The U.S. Federal Reserve commenced 2026 by holding its key interest rates steady, signalling a continued cautious approach as it navigates persistent inflation and an unpredictable economic landscape. This decision underscores the central bank's commitment to its dual mandate while closely monitoring evolving economic data.
Fed Maintains Rates Amidst Elevated Inflation
On January 28, the Federal Open Market Committee (FOMC) announced its decision to keep the federal funds rate within its target range of 3.50%–3.75%. This move reflects a prudent pause, even as economic activity continues to expand at a solid pace and the unemployment rate shows signs of stabilisation. The primary driver for maintaining current rates is the persistent "somewhat elevated" inflation.

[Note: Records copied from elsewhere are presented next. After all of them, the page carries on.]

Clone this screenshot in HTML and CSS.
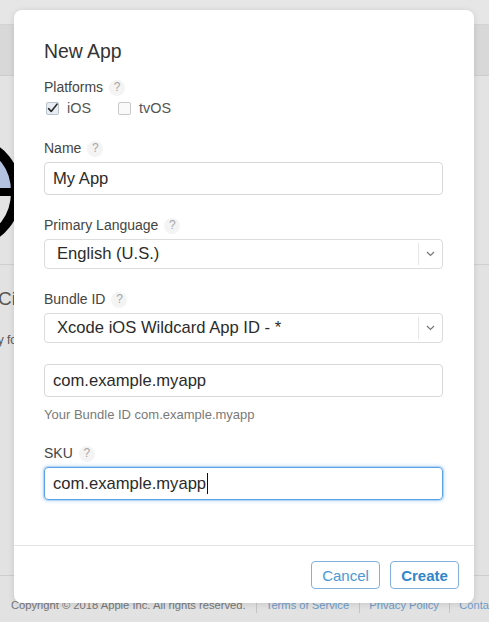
FILE: index.html
```html
<!DOCTYPE html>
<html lang="en">
<head>
<meta charset="utf-8">
<title>New App</title>
<link rel="stylesheet" href="styles.css">
</head>
<body>
<div class="page">
  <header class="topbar"></header>
  <nav class="subnav"></nav>
  <section class="hero">
    <svg class="hero-logo" width="14" height="110" viewBox="0 0 14 110" aria-hidden="true">
      <clipPath id="top-half"><rect x="-80" y="0" width="120" height="52"/></clipPath>
      <ellipse cx="-20" cy="53" rx="36" ry="46" fill="#e4e4e4"/>
      <ellipse cx="-20" cy="53" rx="36" ry="46" fill="#b3c2e0" clip-path="url(#top-half)"/>
      <rect x="-60" y="49" width="80" height="8" fill="#000"/>
      <ellipse cx="-20" cy="53" rx="36" ry="46" fill="none" stroke="#000" stroke-width="10"/>
    </svg>
  </section>
  <main class="intro">
    <p class="intro-title">Ci</p>
    <p class="intro-text">ly for</p>
  </main>
  <footer class="site-footer">
    <span class="copy">Copyright © 2018 Apple Inc. All rights reserved.</span>
    <span class="sep"></span>
    <a class="link">Terms of Service</a>
    <span class="sep"></span>
    <a class="link">Privacy Policy</a>
    <span class="sep"></span>
    <a class="link">Conta</a>
  </footer>
</div>

<div class="dialog" role="dialog" aria-labelledby="dlg-title">
  <div class="dialog-body">
    <h1 class="dialog-title" id="dlg-title">New App</h1>

    <div class="label">Platforms <span class="help">?</span></div>
    <div class="platforms">
      <span class="check">
        <span class="box checked">
          <svg width="13" height="13" viewBox="0 0 13 13"><path d="M2.6 6.6 L5.2 9.4 L11 2.2" fill="none" stroke="#2c2c2c" stroke-width="1.6" stroke-linecap="round" stroke-linejoin="round"/></svg>
        </span>iOS
      </span>
      <span class="check"><span class="box"></span>tvOS</span>
    </div>

    <div class="label">Name <span class="help">?</span></div>
    <div class="input">My App</div>

    <div class="label gap">Primary Language <span class="help">?</span></div>
    <div class="select">
      <span class="select-value">English (U.S.)</span>
      <span class="select-arrow">
        <svg width="9" height="6" viewBox="0 0 9 6"><path d="M1 1 L4.5 4.5 L8 1" fill="none" stroke="#777" stroke-width="1.2"/></svg>
      </span>
    </div>

    <div class="label gap">Bundle ID <span class="help">?</span></div>
    <div class="select">
      <span class="select-value">Xcode iOS Wildcard App ID - *</span>
      <span class="select-arrow">
        <svg width="9" height="6" viewBox="0 0 9 6"><path d="M1 1 L4.5 4.5 L8 1" fill="none" stroke="#777" stroke-width="1.2"/></svg>
      </span>
    </div>
    <div class="input gap-sm">com.example.myapp</div>
    <div class="hint">Your Bundle ID com.example.myapp</div>

    <div class="label gap">SKU <span class="help">?</span></div>
    <div class="input focused">com.example.myapp<span class="caret"></span></div>
  </div>
  <div class="dialog-footer">
    <button class="btn">Cancel</button>
    <button class="btn primary">Create</button>
  </div>
</div>
</body>
</html>
```
FILE: styles.css
```css
* { box-sizing: border-box; }

html, body {
  margin: 0;
  width: 489px;
  height: 622px;
  overflow: hidden;
  background: #dedede;
  font-family: "Liberation Sans", Arial, sans-serif;
  color: #333;
}

/* page behind the dialog (dimmed) */
.page {
  height: 622px;
  display: flex;
  flex-direction: column;
  background: #e2e2e2;
}

.topbar {
  height: 25px;
  background: #e6e6e6;
  border-bottom: 1px solid #d3d3d3;
}

.subnav {
  height: 51px;
  background: #d8d8d8;
  border-bottom: 1px solid #cdcdcd;
}

.hero {
  height: 189px;
  border-bottom: 1px solid #cfcfcf;
  background: #e3e3e3;
  padding-top: 63px;
}

.hero-logo { display: block; }

.intro {
  flex: 1;
  padding-top: 22px;
}

.intro-title {
  margin: 0 0 0 -2px;
  font-size: 19px;
  line-height: 24px;
  color: #555;
}

.intro-text {
  margin: 21px 0 0 -5px;
  font-size: 12px;
  line-height: 16px;
  color: #555;
}

.site-footer {
  height: 47px;
  border-top: 1px solid #cdcdcd;
  padding: 21px 0 0 11px;
  display: flex;
  align-items: flex-start;
  white-space: nowrap;
  overflow: hidden;
  font-size: 11.2px;
  line-height: 16px;
}

.site-footer .copy { color: #777; }
.site-footer .link { color: #6f9cc8; }
.site-footer .sep {
  width: 1px;
  height: 16px;
  background: #c4c4c4;
  margin: 0 10px;
}

/* dialog */
.dialog {
  position: absolute;
  left: 14px;
  top: 10px;
  width: 460px;
  height: 593px;
  background: #fff;
  border-radius: 8px;
  box-shadow: 0 1px 6px rgba(0, 0, 0, 0.12);
  display: flex;
  flex-direction: column;
}

.dialog-body {
  flex: 1;
  padding: 30px 31px 0 30px;
}

.dialog-title {
  margin: 0 0 16px;
  font-size: 19.4px;
  line-height: 23px;
  font-weight: normal;
  color: #333;
}

.label {
  font-size: 14px;
  line-height: 17px;
  color: #444;
  margin-bottom: 5px;
  display: flex;
  align-items: center;
}

.label.gap { margin-top: 22px; }

.help {
  display: inline-flex;
  align-items: center;
  justify-content: center;
  width: 16px;
  height: 16px;
  margin-left: 6px;
  border-radius: 50%;
  background: #f4f4f4;
  color: #a6a6a6;
  font-size: 12px;
}

.platforms {
  display: flex;
  gap: 27px;
  margin: -2px 0 23px 2px;
  height: 18px;
  align-items: center;
}

.check {
  display: flex;
  align-items: center;
  gap: 8px;
  font-size: 14.4px;
  color: #555;
}

.box {
  width: 13px;
  height: 13px;
  border: 1px solid #c9c9c9;
  border-radius: 2px;
  background: #fafafa;
  position: relative;
}

.box.checked { background: #e8edf3; border-color: #b9c2cc; }
.box svg { position: absolute; left: -1px; top: -1px; }

.input {
  height: 33px;
  border: 1px solid #d8d8d8;
  border-radius: 4px;
  padding: 0 8px;
  font-size: 16.6px;
  line-height: 31px;
  color: #2b2b2b;
  display: flex;
  align-items: center;
}

.input.gap-sm { margin-top: 21px; }

.input.focused {
  border-color: #5aa2e4;
  box-shadow: 0 0 0 1px rgba(120, 180, 240, 0.35), 0 0 4px rgba(90, 162, 228, 0.6);
}

.caret {
  display: inline-block;
  width: 1px;
  height: 21px;
  background: #111;
  margin-left: 1px;
}

.select {
  height: 30px;
  border: 1px solid #dcdcdc;
  border-radius: 4px;
  display: flex;
  align-items: stretch;
}

.select-value {
  flex: 1;
  padding-left: 12px;
  font-size: 16.6px;
  line-height: 28px;
  color: #2b2b2b;
}

.select-arrow {
  width: 24px;
  margin: 3px 0;
  border-left: 1px solid #e6e6e6;
  display: flex;
  align-items: center;
  justify-content: center;
}

.hint {
  margin-top: 10px;
  font-size: 13px;
  line-height: 16px;
  color: #7a7a7a;
}

.dialog-footer {
  height: 58px;
  border-top: 1px solid #e4e4e4;
  display: flex;
  justify-content: flex-end;
  gap: 10px;
  padding: 15px 15px 0 0;
}

.btn {
  width: 69px;
  height: 28px;
  border: 1px solid #82b2dc;
  border-radius: 4px;
  background: #fff;
  color: #4a98d6;
  font-family: "Liberation Sans", Arial, sans-serif;
  font-size: 15px;
  padding: 0;
}

.btn.primary {
  font-weight: bold;
  color: #2f86cc;
}
```
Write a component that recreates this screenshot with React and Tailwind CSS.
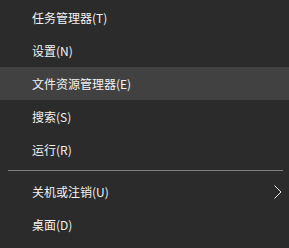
import React from "react";

const items1 = [
  { label: "任务管理器(T)" },
  { label: "设置(N)" },
  { label: "文件资源管理器(E)", active: true },
  { label: "搜索(S)" },
  { label: "运行(R)" },
];

function Row({ label, active, arrow }) {
  return (
    <div
      className={
        "h-[33px] flex items-center justify-between pl-[32px] pr-[7px] text-[12px] text-[#f2f2f2] " +
        (active ? "bg-[#414141]" : "")
      }
    >
      <span>{label}</span>
      {arrow && (
        <svg width="8" height="14" viewBox="0 0 8 14" fill="none">
          <polyline points="0.5,0.5 7,7 0.5,13.5" stroke="#e8e8e8" strokeWidth="1" />
        </svg>
      )}
    </div>
  );
}

export default function App() {
  return (
    <div
      className="w-[289px] h-[248px] bg-[#2b2b2b] pt-[1px] overflow-hidden"
      style={{ fontFamily: '"Microsoft YaHei", "Noto Sans CJK SC", sans-serif' }}
    >
      {items1.map((it) => (
        <Row key={it.label} {...it} />
      ))}
      <div className="ml-[8px] mr-[6px] mt-[4px] mb-[4px] h-px bg-[#7f7f7f]" />
      <Row label="关机或注销(U)" arrow />
      <Row label="桌面(D)" />
    </div>
  );
}
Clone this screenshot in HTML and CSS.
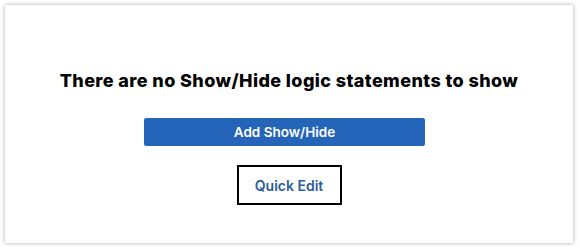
FILE: index.html
```html
<!DOCTYPE html>
<html lang="en">
<head>
    <meta charset="UTF-8">
    <meta name="viewport" content="width=device-width, initial-scale=1.0">
    <title>Show/Hide</title>
    <link rel="stylesheet" href="styles.css">
</head>
<body>
    <div class="panel">
        <h2 class="empty-title">There are no Show/Hide logic statements to show</h2>
        <button class="btn-add">Add Show/Hide</button>
        <button class="btn-quick">Quick Edit</button>
    </div>
</body>
</html>
```

FILE: styles.css
```css
body {
    font-family: Inter, "Noto Sans", sans-serif;
    margin: 0;
    padding: 5px 6px 4px 5px;
    background: #fff;
}

.panel {
    height: 238px;
    box-sizing: border-box;
    background: #fff;
    box-shadow: 0 0 4px rgba(0, 0, 0, 0.35);
    display: flex;
    flex-direction: column;
    align-items: center;
    padding-top: 65px;
}

.empty-title {
    margin: 0;
    font-size: 18px;
    font-weight: 800;
    color: #000;
    letter-spacing: 0.4px;
}

.btn-add {
    margin-top: 27px;
    margin-right: 9px;
    width: 281px;
    height: 28px;
    border: none;
    border-radius: 2px;
    background: #2565b9;
    color: #fff;
    font-family: inherit;
    font-size: 13.5px;
    font-weight: 600;
}

.btn-quick {
    margin-top: 19px;
    width: 105px;
    height: 40px;
    border: 2px solid #000;
    background: #fff;
    color: #2a5d9a;
    font-family: inherit;
    font-size: 14px;
    font-weight: 600;
}
```
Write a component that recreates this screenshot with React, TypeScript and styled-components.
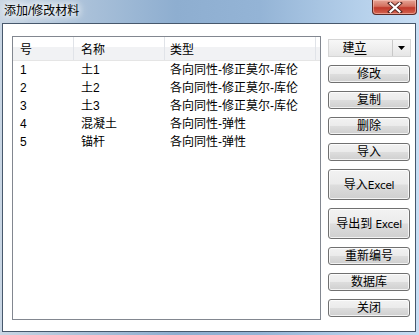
import React from "react";
import styled, { createGlobalStyle } from "styled-components";

const GlobalStyle = createGlobalStyle`
  html, body {
    margin: 0;
    padding: 0;
    background: #ffffff;
  }
  body {
    font-family: "Liberation Sans", "Noto Sans CJK SC", sans-serif;
    font-size: 12px;
    color: #000;
  }
`;

const Window = styled.div`
  width: 419px;
  height: 335px;
  box-sizing: border-box;
  display: flex;
  flex-direction: column;
  padding: 0 3px 3px 2px;
  background: linear-gradient(
    90deg,
    #c9d6e4 0%,
    #adc3da 18%,
    #8eaed0 42%,
    #94b4d6 62%,
    #b4cfea 85%,
    #c8def4 100%
  );
`;

const TitleBar = styled.div`
  height: 23px;
  display: flex;
  align-items: flex-start;
  justify-content: space-between;
`;

const Title = styled.div`
  padding: 4px 0 0 2px;
  line-height: 15px;
  color: #000;
  text-shadow: 0 0 6px #fff, 0 0 10px #fff, 0 0 12px #fff;
`;

const CloseButton = styled.div`
  width: 45px;
  height: 15px;
  box-sizing: border-box;
  margin-right: -1px;
  display: flex;
  align-items: center;
  justify-content: center;
  border: 1px solid #5a2a26;
  border-top: none;
  border-radius: 0 0 4px 4px;
  background: linear-gradient(180deg, #e5a596 0%, #d4705f 45%, #c0392b 55%, #d4644f 100%);
  box-shadow: inset 0 0 0 1px rgba(255, 210, 200, 0.5);
`;

const Client = styled.div`
  flex: 1;
  display: flex;
  background: #ffffff;
  border: 1px solid #47586c;
  padding: 12px 3px 11px 9px;
`;

const ListView = styled.div`
  width: 309px;
  height: 284px;
  box-sizing: border-box;
  border: 1px solid #828790;
  background: #fff;
`;

const Header = styled.div`
  display: flex;
  height: 24px;
  box-sizing: border-box;
  border-bottom: 1px solid #e5e5e5;
  background: linear-gradient(180deg, #ffffff 0%, #ffffff 42%, #f1f2f4 43%, #f1f2f4 100%);
`;

interface ColProps {
  $w?: number;
}

const HeaderCell = styled.div<ColProps>`
  width: ${({ $w }) => ($w ? `${$w}px` : "auto")};
  flex: ${({ $w }) => ($w ? "none" : "1")};
  box-sizing: border-box;
  padding: 5px 0 0 7px;
  line-height: 16px;
  border-right: ${({ $w }) => ($w ? "1px solid #e0e3e8" : "none")};
`;

const Row = styled.div`
  display: flex;
  height: 18px;
  align-items: center;
  line-height: 16px;
  &:first-of-type {
    margin-top: 2px;
  }
`;

const Cell = styled.div<ColProps>`
  width: ${({ $w }) => ($w ? `${$w}px` : "auto")};
  box-sizing: border-box;
  padding-left: 7px;
  white-space: nowrap;
`;

const Side = styled.div`
  width: 83px;
  margin: 3px 0 0 7px;
  display: flex;
  flex-direction: column;
  gap: 8px;
`;

const Split = styled.div`
  height: 18px;
  display: flex;
  box-sizing: border-box;
  border: 1px solid #d5d5d5;
  background: linear-gradient(180deg, #f7f7f7 0%, #efefef 50%, #e6e6e6 100%);
`;

const SplitMain = styled.div`
  flex: 1;
  display: flex;
  align-items: center;
  justify-content: center;
  padding-right: 12px;
  line-height: 16px;
  border-right: 1px solid #c8c8c8;
`;

const SplitArrow = styled.div`
  width: 17px;
  display: flex;
  align-items: center;
  justify-content: center;
`;

const Underlined = styled.span`
  text-decoration: underline;
  text-underline-offset: 2px;
`;

interface ButtonProps {
  $tall?: boolean;
}

const Button = styled.div<ButtonProps>`
  height: ${({ $tall }) => ($tall ? "31px" : "18px")};
  width: 82px;
  box-sizing: border-box;
  display: flex;
  align-items: center;
  justify-content: center;
  border: 1px solid #707070;
  border-radius: 3px;
  line-height: 16px;
  background: linear-gradient(180deg, #f2f2f2 0%, #ebebeb 48%, #dddddd 52%, #cfcfcf 100%);
  box-shadow: inset 0 0 0 1px rgba(255, 255, 255, 0.75);
`;

const Latin = styled.span`
  font-family: "DejaVu Sans", "Liberation Sans", sans-serif;
  font-size: 10.5px;
  letter-spacing: -0.3px;
`;

const rows = [
  ["1", "土1", "各向同性-修正莫尔-库伦"],
  ["2", "土2", "各向同性-修正莫尔-库伦"],
  ["3", "土3", "各向同性-修正莫尔-库伦"],
  ["4", "混凝土", "各向同性-弹性"],
  ["5", "锚杆", "各向同性-弹性"],
];

const App = () => {
  return (
    <>
      <GlobalStyle />
      <Window>
        <TitleBar>
          <Title>添加/修改材料</Title>
          <CloseButton>
            <svg width="16" height="11" viewBox="0 0 16 11">
              <path
                d="M3 1 L13 10 M13 1 L3 10"
                stroke="#5a2a26"
                strokeWidth="4"
                strokeLinecap="square"
              />
              <path
                d="M3.5 1.5 L12.5 9.5 M12.5 1.5 L3.5 9.5"
                stroke="#ffffff"
                strokeWidth="2.2"
                strokeLinecap="square"
              />
            </svg>
          </CloseButton>
        </TitleBar>
        <Client>
          <ListView>
            <Header>
              <HeaderCell $w={61}>号</HeaderCell>
              <HeaderCell $w={91}>名称</HeaderCell>
              <HeaderCell $w={151} style={{ paddingLeft: 5 }}>
                类型
              </HeaderCell>
              <HeaderCell />
            </Header>
            {rows.map((r) => (
              <Row key={r[0]}>
                <Cell $w={61}>{r[0]}</Cell>
                <Cell $w={91}>{r[1]}</Cell>
                <Cell style={{ paddingLeft: 5 }}>{r[2]}</Cell>
              </Row>
            ))}
          </ListView>
          <Side>
            <Split>
              <SplitMain>
                建<Underlined>立</Underlined>
              </SplitMain>
              <SplitArrow>
                <svg width="7" height="4" viewBox="0 0 7 4">
                  <path d="M0 0 H7 L3.5 4 Z" fill="#000" />
                </svg>
              </SplitArrow>
            </Split>
            <Button>修改</Button>
            <Button>复制</Button>
            <Button>删除</Button>
            <Button>导入</Button>
            <Button $tall>
              导入<Latin>Excel</Latin>
            </Button>
            <Button $tall>
              导出到&nbsp;<Latin>Excel</Latin>
            </Button>
            <Button>重新编号</Button>
            <Button>数据库</Button>
            <Button>关闭</Button>
          </Side>
        </Client>
      </Window>
    </>
  );
};

export default App;
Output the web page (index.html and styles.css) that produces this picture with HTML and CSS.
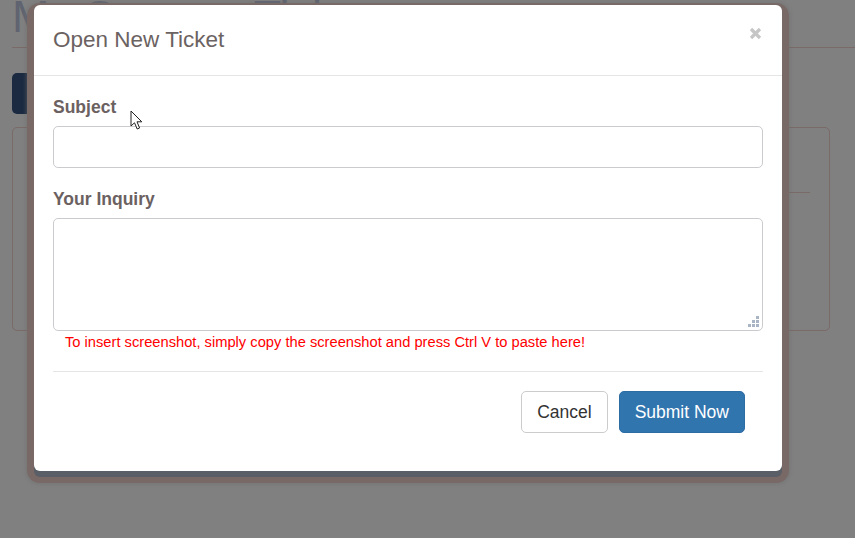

The Fed reaffirmed its unwavering commitment to returning inflation to its 2% target, emphasising that its policy stance remains restrictive and any future adjustments will be strictly data-dependent, without offering guidance on the timing of potential rate cuts.
Markets Await Powell's Directional Cues
Following the Fed's announcement, major crypto assets like Bitcoin and Ethereum, alongside traditional markets, displayed a notably muted initial reaction. Traders largely held their positions, appearing to wait for further clarity and directional cues from Chair Jerome Powell's subsequent press conference. This subdued market response is a familiar pattern, as investors often look beyond the initial policy statement for nuanced commentary from the Chair on inflation progress, labour market conditions, or financial stability, which are critical for influencing expectations regarding the future path of interest rates. Until Powell's remarks provide greater insight, monetary conditions are expected to remain restrictive, with liquidity expectations largely unchanged.